Edmonton police have quietly launched a controversial AI experiment: body cameras that can scan the faces of thousands of people deemed “high risk” as officers patrol the streets of Alberta’s capital city.
About 50 officers are now equipped with body cameras that use artificial intelligence to detect the faces of roughly 7,000 individuals flagged on watch lists — including those considered armed and dangerous or with outstanding warrants. The pilot program, which will run through December 2024, marks one of the first real-world deployments of real-time facial recognition in police body cameras in North America, raising significant questions about privacy, accuracy and public oversight.
“Edmonton is a laboratory for this tool,” University of Alberta criminology professor Temitope Oriola noted. “It may well turn out to be an improvement, but we do not know that for sure.”
Watching the Watchlist
The technology, developed by Axon (formerly known as Taser), scans for 6,341 individuals flagged for serious risks such as violent behavior or escape risk, plus another 724 people with at least one serious criminal warrant, according to Edmonton police officials at a December press conference.
“We really want to make sure that it’s targeted so that these are folks with serious offenses,” said Ann-Li Cooke, Axon’s director of responsible AI, who emphasized the limited scope of the system.
For now, the system doesn’t alert officers in real-time. The facial recognition outputs are analyzed later at the police station. However, future implementations could potentially notify officers when a flagged individual is nearby during calls or investigations.
Interestingly, the pilot is limited to daylight hours only. Why? “Obviously it gets dark pretty early here,” Edmonton police explained. “Lighting conditions, our cold temperatures during the wintertime, all those things will factor into what we’re looking at in terms of a successful proof of concept.”
Testing Ground Beyond U.S. Borders
Axon founder and CEO Rick Smith described the Edmonton pilot as “early-stage field research” designed to evaluate the technology under real-world conditions before potential wider deployment.
“By testing in real-world conditions outside the U.S., we can gather independent insights, strengthen oversight frameworks, and apply those learnings to future evaluations, including within the United States,” Smith wrote in a blog post.

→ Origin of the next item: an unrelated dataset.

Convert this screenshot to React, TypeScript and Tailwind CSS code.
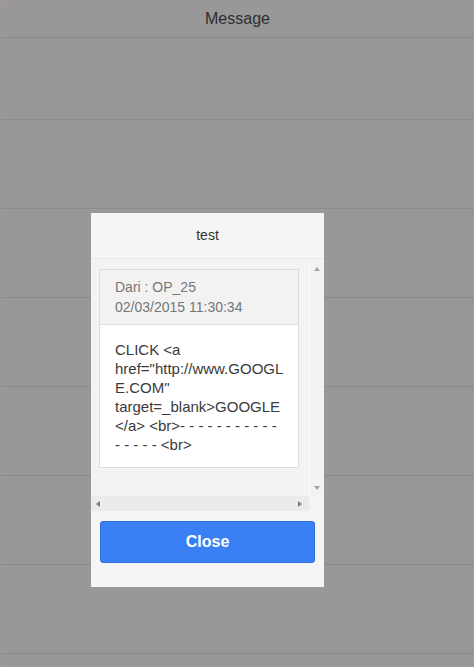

The timing is notable. The government of Alberta mandated body cameras for all police agencies in the province in 2023 as a transparency and accountability measure. Edmonton is now the first city in Alberta implementing AI facial recognition capabilities in these cameras.
Meanwhile, Axon competitor Motorola Solutions has taken a different approach. While technically capable of adding facial recognition to police body cameras, the company has “intentionally abstained from deploying this feature for proactive identification” based on ethical principles.
Accuracy Concerns and Ethical Questions
The pilot has sparked significant debate. Axon acknowledged to the Associated Press that all facial recognition systems face accuracy challenges affected by “factors like distance, lighting and angle, which can disproportionately impact accuracy for darker-skinned individuals.” The company emphasized that every match requires human review.
Barry Friedman, former chair of Axon’s AI ethics board and now a law professor at New York University, expressed concern about the lack of public deliberation: “It’s essential not to use these technologies, which have very real costs and risks, unless there’s some clear indication of the benefits.”
He added: “It’s not a decision to be made simply by police agencies and certainly not by vendors. A pilot is a great idea. But there’s supposed to be transparency, accountability.… None of that’s here. They’re just going ahead.”
A privacy impact assessment for the facial recognition pilot was submitted to Alberta’s information and privacy commissioner, Diane McLeod, on December 2. Her office is now reviewing it, a requirement for projects collecting “high sensitivity” personal data.
The deployment raises particular questions in Edmonton, where relations between police and Indigenous and Black communities have been strained in the past. Critics wonder whether the technology will enhance safety or further complicate community relations.
As cities around North America grapple with the implications of AI in policing, Edmonton’s experiment may well set precedents for how — or whether — such technology should be deployed on streets across the continent.